NEW YORK (GenomeWeb) – The Ontario Institute for Cancer Research has joined the Open Cloud Consortium (OCC), a non-profit that provides cloud infrastructure to support science communities, and the partners plan to create a cancer genomics resource.
The partners said that they plan to create the Cancer Genome Collaboratory, which will enable researchers authorized by the National Institutes of Health and the International Cancer Genome Consortium to analyze cancer genomics data sets securely and in compliance with regulations.
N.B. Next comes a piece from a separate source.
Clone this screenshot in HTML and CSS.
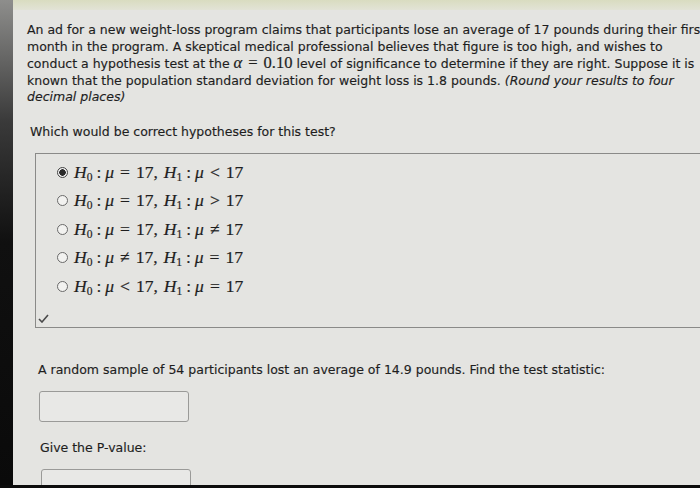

The collaboratory will build upon the current Bionimbus Protected Data Cloud, which provides access to data sets from The Cancer Genome Atlas.
Under the multi-year agreement, OICR also will work with the OCC's Open Science Data Cloud Working Group and the Biomedical Commons Cloud (BCC) Working Group to build systems for cancer genomics analysis and data sharing.
The BCC group will take knowledge gained from the Bionimbus program and apply it in a larger open-source infrastructure for medical and healthcare data from multiple research organizations, OCC said.
"The [BCC] provides a medical research center a quick and easy way to get access to a secure and compliant cloud that contains a critical mass of biomedical data," OCC Director Robert Grossman said in a statement.
"Our collaboration will enable researchers from around the world to get the data, perform sophisticated analyses over it, and to extract knowledge that can be used to improve cancer diagnosis and care," added Lincoln Stein, director of OICR's Informatics and Bio-computing Program.